My Favorite Stamping Plates Right Now
A stamping plate is only as good as the designs on it. I gravitate toward plates with intricate detail, clear etching, and designs I actually want to wear. Here are the ones currently living on my desk.
Hello Kitty Collection
If you know me, you know I have a thing for Hello Kitty. These plates are adorable without being childish — especially when you chrome them. The contrast of a cute HK motif rendered in liquid silver? Iconic.
Denim & Textural Plates
Denim nails are having a serious moment, and stamping is how you get that woven textile look without any painting. These two plates give you options for a subtle denim texture or a bold full-coverage look.
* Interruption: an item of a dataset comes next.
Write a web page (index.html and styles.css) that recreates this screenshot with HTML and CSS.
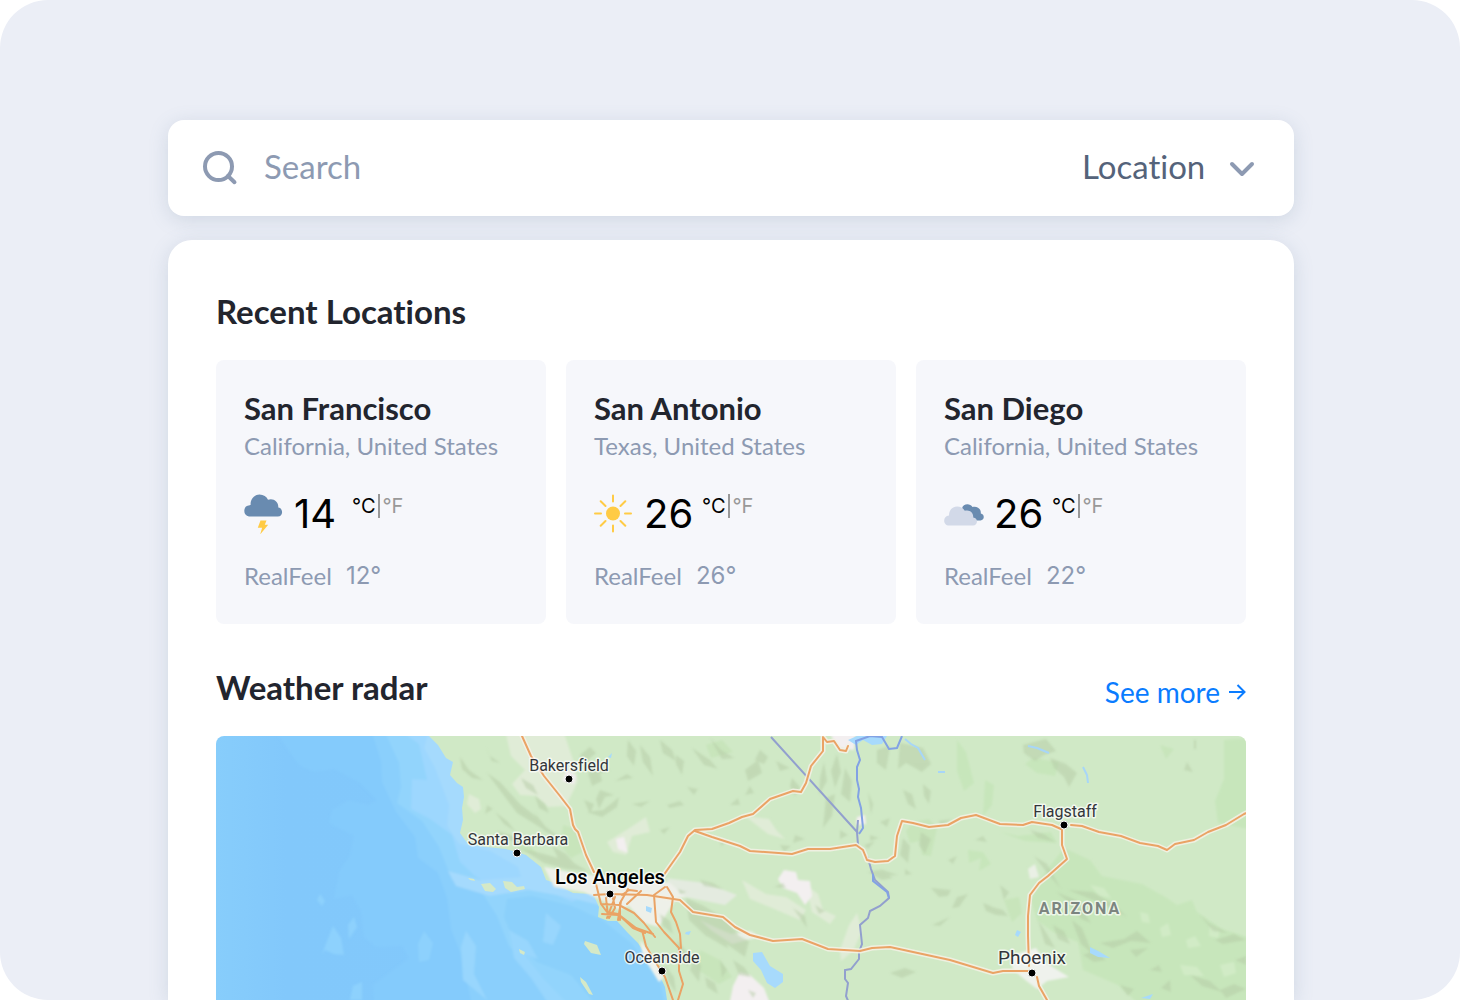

“Chrome denim nails are one of those looks that makes people stop mid-sentence and ask ‘wait, how did you DO that.’ The answer: a stamping plate and ten seconds of patience.”
The Finished Look — My Work
Words only go so far. Here’s what this technique actually looks like in practice — these are real sets I’ve done using exactly the method and products outlined above.
That chrome hit on a stamped design is something you genuinely cannot get any other way — not with foil, not with gel paint, not with anything else. It’s in a category of its own. And once you feel how straightforward the process is, you’ll be doing it on every set.
Encapsulating with Build in a Bottle does three things: it protects the chrome from oxidizing or lifting, it adds strength and thickness to the nail, and it gives you that smooth, glass-like surface your top coat can glide over. I always encapsulate my chromed sets — it’s not optional for wear longevity.